En 2023, dos cineastas consagrados como Martin Scorsese y Ridley Scott, el primero con Los asesinos de la luna y el segundo con Napoleón, han estrenado dos películas del gigante Apple en la gran pantalla. Y bajo esta apariencia de relativa normalidad, hay que sacar la lupa para analizar el contexto. Porque, como diría alguien —quizá, vaya usted a saber, el propio Napoleón— vaya momento para estar vivo: concebidas para una plataforma de televisión en streaming, dos superproducciones que no han escatimado en gastos, realizadas por dos cineastas octogenarios, se erigen de nuevo —en medio de una crisis de taquilla y de estudios: el cine de superhéroes parece, perdón por el chiste, de capa caída— en representación de que independencia creativa y espectáculo pueden seguir yendo de la mano. Al menos, hasta que éstos desaparezcan.
Napoleón comienza en 1789, una vez se constata que los movimientos revolucionarios, la decapitación del sistema, no ha hecho más que sumir en el caos al pueblo francés. El paralelismo con la actualidad de la leyenda con la que se inicia Napoleón es obvio, salvando las distancias y las guillotinas. Todos sabemos que toda historia, cualquier historia, es para Ridley Scott una oportunidad para trabajar con la luz, recrear épocas, lugares y mundos con su habitual atmósfera densa y ese velo visual que apenas un puñado de cineastas, incluido él, han conseguido adaptar al cine digital.
Napoleón es una película que asimila la sexualidad y la política de su protagonista como un todo igual de extraño. La mirada de Scott al narcisismo del personaje de Joaquin Phoenix tiene una naturalidad, algunos dirían frialdad, que puede provenir de la experiencia de un tipo que lleva 85 años en la mochila: el director británico, que ha preñado de nuevo la campaña de promoción del filme de divertidos exabruptos sobre sus licencias históricas, parece tratar la corrupción como certeza, el egoísmo como norma. Scott violenta así el esquema del biopic convencional sin tampoco cuestionarlo, alternando escenas de folletín palaciego con formidables escenas bélicas que culminan en una batalla, la de Waterloo, donde el realizador decide finalmente posar los pies en el suelo de la tragedia.

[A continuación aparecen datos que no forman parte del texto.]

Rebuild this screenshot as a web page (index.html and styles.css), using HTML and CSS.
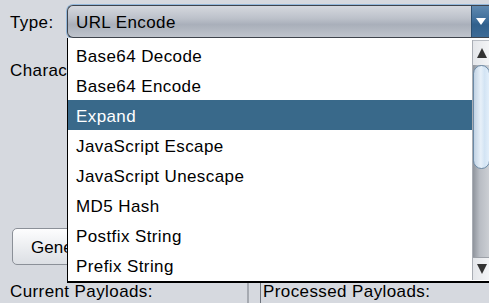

El coqueteo de Scott con Kubrick ha sido una constante desde Alien. El proyecto soñado del director de Eyes Wide Shut o Barry Lyndon es, en manos del británico, una entretenida —a veces incluso hilarante— exploración política de los ídolos nacidos del terror y la miseria, pero sobre todo la enésima demostración de que no hay nadie como Ridley Scott para crear imágenes atmosféricas, pesadas, ricas en texturas, para imprimir —en definitiva— una epopeya de lo deplorable con un sentido del lujo que todavía, aunque quizá por poco tiempo, encaja en el cine de multisalas.
Aunque la reproducción histórica (excelente) remite a Los duelistas, su debut en el largometraje, la interpretación de Joaquin Phoenix como Napoleón no se distancia mucho del Alien de la que iba a ser la siguiente película de Scott, El octavo pasajero: cuando llega la batalla de Waterloo, esta criatura ajena pero a la vez salida de nosotros mismos, este indiferente sociópata admirablemente inteligente, parece haber llegado a la culminación de su ciclo reproductivo. Inserten esto en una reflexión cínica del poder, la política y hasta el propio pueblo llano (ay, la visión de Josefina casi como una replicante, tan alejada de su excelente El último duelo) y obtendrán un drama palaciego y bélico más que notable, indudablemente entretenido en sus dos horas cuarenta de duración, que por cierto se ampliarán con su desembarco en Apple TV+, y rodado con divertido desencanto.